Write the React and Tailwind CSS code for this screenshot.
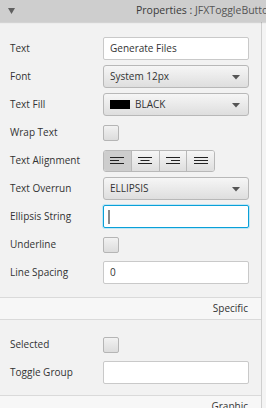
import React from "react";

const font = { fontFamily: '"Open Sans", "Noto Sans", sans-serif' };

function Row({ label, children }) {
  return (
    <div className="flex h-[23px] items-center">
      <div className="w-[93px] shrink-0 text-[10px] text-[#333333]">{label}</div>
      <div className="flex h-full w-[146px] items-center">{children}</div>
    </div>
  );
}

function Input({ value, focused }) {
  if (focused) {
    return (
      <div className="flex h-[23px] w-full items-center rounded-[2px] border border-[#0aa0d8] bg-white pl-[4px] shadow-[0_0_0_1px_#bfe6f5]">
        <div className="h-[14px] w-[2px] bg-[#8a8a8a]" />
      </div>
    );
  }
  return (
    <div className="flex h-[23px] w-full items-center rounded-[2px] border border-[#c9c9c9] bg-white pl-[6px] text-[10px] text-[#333333]">
      {value}
    </div>
  );
}

function Arrow() {
  return (
    <svg width="8" height="5" viewBox="0 0 8 5" className="absolute right-[8px] top-[9px]">
      <path d="M0 0 L8 0 L4 4.5 Z" fill="#555" />
    </svg>
  );
}

function Combo({ children }) {
  return (
    <div className="relative flex h-[23px] w-full items-center rounded-[3px] border border-[#b8b8b8] bg-gradient-to-b from-[#f6f6f6] to-[#dedede] pl-[6px] text-[10px] text-[#333333]">
      {children}
      <Arrow />
    </div>
  );
}

function Check() {
  return (
    <div className="h-[16px] w-[16px] rounded-[2px] border border-[#b5b5b5] bg-gradient-to-b from-[#f2f2f2] to-[#dcdcdc]" />
  );
}

function AlignIcon({ type }) {
  const short = type === "justify" ? 14 : 9;
  const x = type === "left" ? 0 : type === "center" ? 2.5 : type === "right" ? 5 : 0;
  return (
    <svg width="14" height="7" viewBox="0 0 14 7">
      <rect x="0" y="0" width="14" height="1" fill="#222" />
      <rect x={x} y="3" width={short} height="1" fill="#222" />
      <rect x="0" y="6" width="14" height="1" fill="#222" />
    </svg>
  );
}

function AlignGroup() {
  const types = ["left", "center", "right", "justify"];
  return (
    <div className="flex h-[22px] w-[112px] overflow-hidden rounded-[3px] border border-[#b8b8b8]">
      {types.map((t, i) => (
        <div
          key={t}
          className={
            "flex h-full flex-1 items-center justify-center " +
            (i > 0 ? "border-l border-[#b8b8b8] " : "") +
            (i === 0 ? "bg-[#cdcdcd]" : "bg-gradient-to-b from-[#f6f6f6] to-[#dedede]")
          }
        >
          <AlignIcon type={t} />
        </div>
      ))}
    </div>
  );
}

function SectionHeader({ title }) {
  return (
    <div className="flex h-[23px] items-center justify-end border-b border-t border-[#dadada] bg-[#f7f7f7] pr-[13px] text-[10px] text-[#333333]">
      {title}
    </div>
  );
}

export default function App() {
  return (
    <div style={font} className="relative h-[408px] w-[266px] overflow-hidden bg-[#f2f2f2]">
      <div className="relative flex h-[22px] items-center bg-[#cecece] shadow-[0_1px_1px_rgba(0,0,0,0.12)]">
        <svg width="7" height="6" viewBox="0 0 7 6" className="absolute left-[8px] top-[8px]">
          <path d="M0 0 L7 0 L3.5 6 Z" fill="#606060" />
        </svg>
        <div className="whitespace-nowrap pl-[136px] text-[10.5px] text-[#3a3a3a]">
          Properties : <span className="text-[#555555]">JFXToggleButton</span>
        </div>
      </div>
      <div className="flex">
        <div className="w-[262px] shrink-0 border-r border-[#cfcfcf]">
          <div className="flex flex-col gap-[5px] pb-[13px] pl-[10px] pt-[15px]">
            <Row label="Text"><Input value="Generate Files" /></Row>
            <Row label="Font"><Combo>System 12px</Combo></Row>
            <Row label="Text Fill">
              <Combo>
                <div className="mr-[5px] h-[9px] w-[20px] bg-black" />
                BLACK
              </Combo>
            </Row>
            <Row label="Wrap Text"><Check /></Row>
            <Row label="Text Alignment"><AlignGroup /></Row>
            <Row label="Text Overrun"><Combo>ELLIPSIS</Combo></Row>
            <Row label="Ellipsis String"><Input focused /></Row>
            <Row label="Underline"><Check /></Row>
            <Row label="Line Spacing"><Input value="0" /></Row>
          </div>
          <SectionHeader title="Specific" />
          <div className="flex flex-col gap-[5px] pb-[11px] pl-[10px] pt-[13px]">
            <Row label="Selected"><Check /></Row>
            <Row label="Toggle Group"><Input value="" /></Row>
          </div>
          <SectionHeader title="Graphic" />
        </div>
        <div className="flex-1 bg-[#f4f4f4]" />
      </div>
    </div>
  );
}
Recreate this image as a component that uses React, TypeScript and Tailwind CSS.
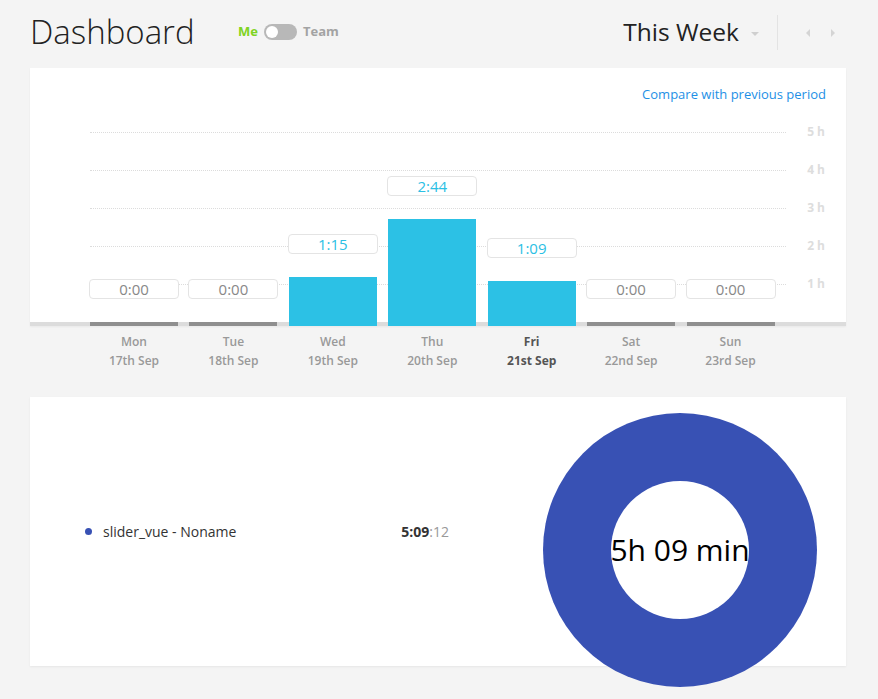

++++++++

▶ WHAT THE TASK ASKS: Quote the material in full and exactly; do not carry over its pictures.

▶ SOLUTION TO THIS PROBLEM:
Write the React and Tailwind CSS code for this screenshot.
import React from "react";

const font = { fontFamily: '"Open Sans", "Noto Sans", sans-serif' };

function Row({ label, children }) {
  return (
    <div className="flex h-[23px] items-center">
      <div className="w-[93px] shrink-0 text-[10px] text-[#333333]">{label}</div>
      <div className="flex h-full w-[146px] items-center">{children}</div>
    </div>
  );
}

function Input({ value, focused }) {
  if (focused) {
    return (
      <div className="flex h-[23px] w-full items-center rounded-[2px] border border-[#0aa0d8] bg-white pl-[4px] shadow-[0_0_0_1px_#bfe6f5]">
        <div className="h-[14px] w-[2px] bg-[#8a8a8a]" />
      </div>
    );
  }
  return (
    <div className="flex h-[23px] w-full items-center rounded-[2px] border border-[#c9c9c9] bg-white pl-[6px] text-[10px] text-[#333333]">
      {value}
    </div>
  );
}

function Arrow() {
  return (
    <svg width="8" height="5" viewBox="0 0 8 5" className="absolute right-[8px] top-[9px]">
      <path d="M0 0 L8 0 L4 4.5 Z" fill="#555" />
    </svg>
  );
}

function Combo({ children }) {
  return (
    <div className="relative flex h-[23px] w-full items-center rounded-[3px] border border-[#b8b8b8] bg-gradient-to-b from-[#f6f6f6] to-[#dedede] pl-[6px] text-[10px] text-[#333333]">
      {children}
      <Arrow />
    </div>
  );
}

function Check() {
  return (
    <div className="h-[16px] w-[16px] rounded-[2px] border border-[#b5b5b5] bg-gradient-to-b from-[#f2f2f2] to-[#dcdcdc]" />
  );
}

function AlignIcon({ type }) {
  const short = type === "justify" ? 14 : 9;
  const x = type === "left" ? 0 : type === "center" ? 2.5 : type === "right" ? 5 : 0;
  return (
    <svg width="14" height="7" viewBox="0 0 14 7">
      <rect x="0" y="0" width="14" height="1" fill="#222" />
      <rect x={x} y="3" width={short} height="1" fill="#222" />
      <rect x="0" y="6" width="14" height="1" fill="#222" />
    </svg>
  );
}

function AlignGroup() {
  const types = ["left", "center", "right", "justify"];
  return (
    <div className="flex h-[22px] w-[112px] overflow-hidden rounded-[3px] border border-[#b8b8b8]">
      {types.map((t, i) => (
        <div
          key={t}
          className={
            "flex h-full flex-1 items-center justify-center " +
            (i > 0 ? "border-l border-[#b8b8b8] " : "") +
            (i === 0 ? "bg-[#cdcdcd]" : "bg-gradient-to-b from-[#f6f6f6] to-[#dedede]")
          }
        >
          <AlignIcon type={t} />
        </div>
      ))}
    </div>
  );
}

function SectionHeader({ title }) {
  return (
    <div className="flex h-[23px] items-center justify-end border-b border-t border-[#dadada] bg-[#f7f7f7] pr-[13px] text-[10px] text-[#333333]">
      {title}
    </div>
  );
}

export default function App() {
  return (
    <div style={font} className="relative h-[408px] w-[266px] overflow-hidden bg-[#f2f2f2]">
      <div className="relative flex h-[22px] items-center bg-[#cecece] shadow-[0_1px_1px_rgba(0,0,0,0.12)]">
        <svg width="7" height="6" viewBox="0 0 7 6" className="absolute left-[8px] top-[8px]">
          <path d="M0 0 L7 0 L3.5 6 Z" fill="#606060" />
        </svg>
        <div className="whitespace-nowrap pl-[136px] text-[10.5px] text-[#3a3a3a]">
          Properties : <span className="text-[#555555]">JFXToggleButton</span>
        </div>
      </div>
      <div className="flex">
        <div className="w-[262px] shrink-0 border-r border-[#cfcfcf]">
          <div className="flex flex-col gap-[5px] pb-[13px] pl-[10px] pt-[15px]">
            <Row label="Text"><Input value="Generate Files" /></Row>
            <Row label="Font"><Combo>System 12px</Combo></Row>
            <Row label="Text Fill">
              <Combo>
                <div className="mr-[5px] h-[9px] w-[20px] bg-black" />
                BLACK
              </Combo>
            </Row>
            <Row label="Wrap Text"><Check /></Row>
            <Row label="Text Alignment"><AlignGroup /></Row>
            <Row label="Text Overrun"><Combo>ELLIPSIS</Combo></Row>
            <Row label="Ellipsis String"><Input focused /></Row>
            <Row label="Underline"><Check /></Row>
            <Row label="Line Spacing"><Input value="0" /></Row>
          </div>
          <SectionHeader title="Specific" />
          <div className="flex flex-col gap-[5px] pb-[11px] pl-[10px] pt-[13px]">
            <Row label="Selected"><Check /></Row>
            <Row label="Toggle Group"><Input value="" /></Row>
          </div>
          <SectionHeader title="Graphic" />
        </div>
        <div className="flex-1 bg-[#f4f4f4]" />
      </div>
    </div>
  );
}
Recreate this image as a component that uses React, TypeScript and Tailwind CSS.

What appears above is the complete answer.